Write out the opening lines of the data word for word, up to and including the line with "const colWidths = [99, 151, 84, 85, 84, 84, 85, 84];", and leave every picture and every later line out.

======== Recorded information ========

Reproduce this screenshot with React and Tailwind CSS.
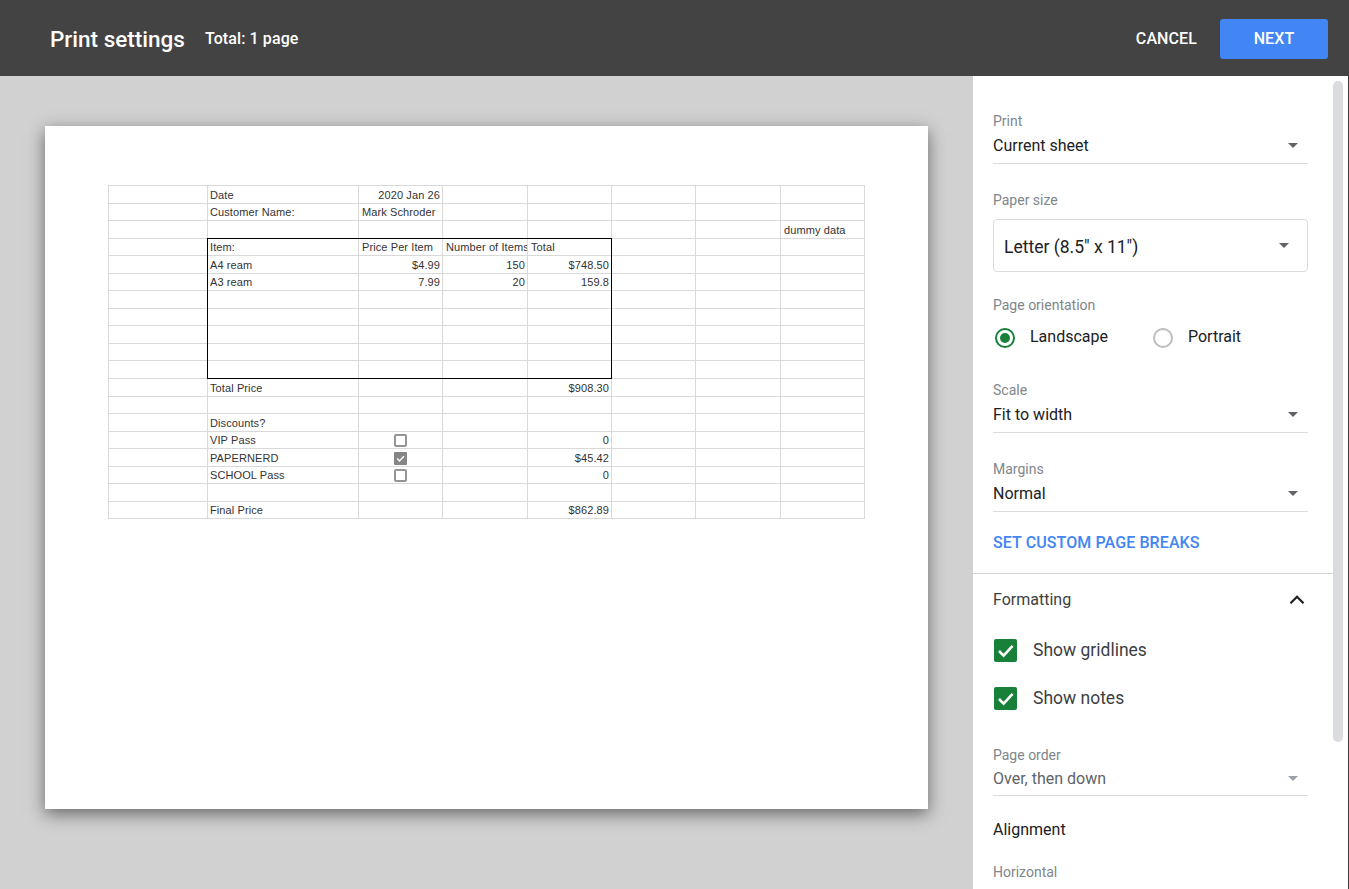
import React from "react";

const rows = [
  { h: 18, cells: { 1: "Date", 2: ["2020 Jan 26", "r"] } },
  { h: 17, cells: { 1: "Customer Name:", 2: "Mark Schroder" } },
  { h: 18, cells: { 7: "dummy data" } },
  { h: 17, cells: { 1: "Item:", 2: "Price Per Item", 3: "Number of Items", 4: "Total" } },
  { h: 18, cells: { 1: "A4 ream", 2: ["$4.99", "r"], 3: ["150", "r"], 4: ["$748.50", "r"] } },
  { h: 17, cells: { 1: "A3 ream", 2: ["7.99", "r"], 3: ["20", "r"], 4: ["159.8", "r"] } },
  { h: 18, cells: {} },
  { h: 17, cells: {} },
  { h: 18, cells: {} },
  { h: 17, cells: {} },
  { h: 18, cells: {} },
  { h: 18, cells: { 1: "Total Price", 4: ["$908.30", "r"] } },
  { h: 17, cells: {} },
  { h: 18, cells: { 1: "Discounts?" } },
  { h: 17, cells: { 1: "VIP Pass", 2: ["off", "box"], 4: ["0", "r"] } },
  { h: 18, cells: { 1: "PAPERNERD", 2: ["on", "box"], 4: ["$45.42", "r"] } },
  { h: 17, cells: { 1: "SCHOOL Pass", 2: ["off", "box"], 4: ["0", "r"] } },
  { h: 18, cells: {} },
  { h: 17, cells: { 1: "Final Price", 4: ["$862.89", "r"] } },
];

const colWidths = [99, 151, 84, 85, 84, 84, 85, 84];

function SheetBox({ checked }) {
  if (checked) {
    return (
      <span className="flex h-[13px] w-[13px] items-center justify-center rounded-[1px] bg-[#858585]">
        <svg width="11" height="11" viewBox="0 0 11 11" fill="none">
          <path d="M2.2 5.6 4.5 7.9 8.9 3.2" stroke="#fff" strokeWidth="1.4" />
        </svg>
      </span>
    );
  }
  return <span className="block h-[13px] w-[13px] rounded-[2px] border-2 border-[#959595] bg-white" />;
}

function Cell({ value, width, height, col }) {
  const [text, kind] = Array.isArray(value) ? value : [value, "l"];
  let inner = null;
  if (kind === "box") {
    inner = <SheetBox checked={text === "on"} />;
  } else if (text) {
    inner = <span className="whitespace-nowrap">{text}</span>;
  }
  // odd rows are a pixel shorter, so their text sits a pixel higher
  const top = kind === "box" || height === 17 ? "pt-px" : "pt-[2px]";
  const align =
    kind === "box" ? "justify-center" : kind === "r" ? "justify-end pr-[2px]" : col === 1 ? "pl-[2px]" : "pl-[3px]";
  return (
    <div
      style={{ width, height }}
      className={`flex shrink-0 items-center overflow-hidden border-r border-b border-[#d9d9d9] ${top} ${align}`}
    >
      {inner}
    </div>
  );
}

function Sheet() {
  return (
    <div className="relative w-[757px] border-t border-l border-[#d9d9d9] font-['Liberation_Sans',sans-serif] text-[11px] tracking-[0.1px] text-[#333]">
      {rows.map((row, i) => (
        <div key={i} className="flex">
          {colWidths.map((w, c) => (
            <Cell key={c} value={row.cells[c]} width={w} height={row.h} col={c} />
          ))}
        </div>
      ))}
      {/* black range border over the item block */}
      <div className="absolute top-[52px] left-[98px] h-[141px] w-[405px] border border-black" />
    </div>
  );
}

function Caret({ color = "#5f6368", className = "" }) {
  return (
    <svg width="10" height="5" viewBox="0 0 10 5" className={className}>
      <path d="M0 0h10L5 5z" fill={color} />
    </svg>
  );
}

function SelectField({ label, value, muted, className = "" }) {
  return (
    <div className={`w-[315px] ${className}`}>
      <div className="text-[14px] leading-[18px] text-[#80868b]">{label}</div>
      <div
        className={`flex items-center justify-between border-b border-[#dadce0] pr-[10px] pb-[2px] ${
          muted ? "h-[32px]" : "h-[34px]"
        }`}
      >
        <span className={`text-[16px] ${muted ? "text-[#5f6368]" : "text-[#202124]"}`}>{value}</span>
        <Caret color={muted ? "#9aa0a6" : "#5f6368"} />
      </div>
    </div>
  );
}

function Radio({ label, checked }) {
  return (
    <div className="flex items-center gap-[15px]">
      <span
        className={`flex h-[20px] w-[20px] items-center justify-center rounded-full border-2 ${
          checked ? "border-[#188038]" : "border-[#bdbdbd]"
        }`}
      >
        {checked && <span className="h-[10px] w-[10px] rounded-full bg-[#188038]" />}
      </span>
      <span className="-mt-[1px] text-[16px] text-[#202124]">{label}</span>
    </div>
  );
}

function CheckRow({ label }) {
  return (
    <div className="flex h-[24px] items-center gap-[16px] pl-px">
      <span className="flex h-[23px] w-[23px] items-center justify-center rounded-[2px] bg-[#188038]">
        <svg width="17" height="17" viewBox="0 0 17 17" fill="none">
          <path d="M2 9 6.6 13.6 15.6 3.8" stroke="#fff" strokeWidth="2.6" />
        </svg>
      </span>
      <span className="text-[17.5px] text-[#3c4043]">{label}</span>
    </div>
  );
}

function Sidebar() {
  return (
    <aside className="relative w-[376px] shrink-0 overflow-hidden border-r border-[#3a3a3a] bg-white">
      {/* scrollbar */}
      <div className="absolute top-[5px] left-[360px] h-[661px] w-[10px] rounded-[5px] bg-[#dadce0]" />

      <div className="px-[20px] pt-[36px]">
        <SelectField label="Print" value="Current sheet" />

        <div className="mt-[27px] text-[14px] leading-[18px] text-[#80868b]">Paper size</div>
        <div className="mt-[10px] flex h-[53px] w-[315px] items-center justify-between rounded-[4px] border border-[#dadce0] pr-[18px] pl-[10px]">
          <span className="pt-[4px] text-[17.5px] text-[#202124]">Letter (8.5" x 11")</span>
          <Caret />
        </div>

        <div className="mt-[24px] text-[14px] leading-[18px] text-[#80868b]">Page orientation</div>
        <div className="mt-[12px] flex gap-[45px] pl-[2px]">
          <Radio label="Landscape" checked />
          <Radio label="Portrait" />
        </div>

        <SelectField label="Scale" value="Fit to width" className="mt-[32px]" />
        <SelectField label="Margins" value="Normal" className="mt-[27px]" />

        <div className="mt-[20px] text-[16px] leading-[22px] font-medium tracking-[0.1px] text-[#4285f4]">
          SET CUSTOM PAGE BREAKS
        </div>
      </div>

      <div className="mt-[19px] mr-[11px] border-t border-[#d5d5d5] px-[20px] pt-[15px]">
        <div className="flex h-[22px] w-[315px] items-center justify-between">
          <span className="text-[16px] text-[#3c4043]">Formatting</span>
          <svg width="20" height="20" viewBox="0 0 20 20" fill="none" className="mr-[1px]">
            <path d="M3.5 13.2 10 6.8l6.5 6.4" stroke="#202124" strokeWidth="2.3" />
          </svg>
        </div>
        <div className="mt-[27px] flex flex-col gap-[24px]">
          <CheckRow label="Show gridlines" />
          <CheckRow label="Show notes" />
        </div>
        <SelectField label="Page order" value="Over, then down" muted className="mt-[36px]" />
        <div className="mt-[23px] text-[16px] leading-[22px] text-[#202124]">Alignment</div>
        <div className="mt-[22px] text-[14px] leading-[18px] text-[#80868b]">Horizontal</div>
      </div>
    </aside>
  );
}

export default function App() {
  return (
    <div className="flex h-[889px] flex-col overflow-hidden font-['Roboto',sans-serif]">
      <header className="flex h-[76px] shrink-0 items-center bg-[#434343] pt-[2px] pr-[21px] pl-[50px] text-white">
        <h1 className="mt-[2px] text-[22.5px] font-medium">Print settings</h1>
        <span className="ml-[20px] text-[16px] font-medium tracking-[0.1px]">Total: 1 page</span>
        <button className="mr-[23px] ml-auto text-[16px] font-medium tracking-[0.1px]">CANCEL</button>
        <button className="h-[40px] w-[108px] rounded-[3px] bg-[#4285f4] text-[16px] font-medium tracking-[0.1px]">
          NEXT
        </button>
      </header>

      <div className="flex min-h-0 flex-1">
        <main className="min-w-0 flex-1 bg-[#d1d1d1] pt-[50px] pl-[45px]">
          <div className="h-[683px] w-[883px] bg-white pt-[59px] pl-[63px] shadow-[0_5px_16px_rgba(0,0,0,0.5)]">
            <Sheet />
          </div>
        </main>
        <Sidebar />
      </div>
    </div>
  );
}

========

▸ **Task solution**:
Reproduce this screenshot with React and Tailwind CSS.
import React from "react";

const rows = [
  { h: 18, cells: { 1: "Date", 2: ["2020 Jan 26", "r"] } },
  { h: 17, cells: { 1: "Customer Name:", 2: "Mark Schroder" } },
  { h: 18, cells: { 7: "dummy data" } },
  { h: 17, cells: { 1: "Item:", 2: "Price Per Item", 3: "Number of Items", 4: "Total" } },
  { h: 18, cells: { 1: "A4 ream", 2: ["$4.99", "r"], 3: ["150", "r"], 4: ["$748.50", "r"] } },
  { h: 17, cells: { 1: "A3 ream", 2: ["7.99", "r"], 3: ["20", "r"], 4: ["159.8", "r"] } },
  { h: 18, cells: {} },
  { h: 17, cells: {} },
  { h: 18, cells: {} },
  { h: 17, cells: {} },
  { h: 18, cells: {} },
  { h: 18, cells: { 1: "Total Price", 4: ["$908.30", "r"] } },
  { h: 17, cells: {} },
  { h: 18, cells: { 1: "Discounts?" } },
  { h: 17, cells: { 1: "VIP Pass", 2: ["off", "box"], 4: ["0", "r"] } },
  { h: 18, cells: { 1: "PAPERNERD", 2: ["on", "box"], 4: ["$45.42", "r"] } },
  { h: 17, cells: { 1: "SCHOOL Pass", 2: ["off", "box"], 4: ["0", "r"] } },
  { h: 18, cells: {} },
  { h: 17, cells: { 1: "Final Price", 4: ["$862.89", "r"] } },
];

const colWidths = [99, 151, 84, 85, 84, 84, 85, 84];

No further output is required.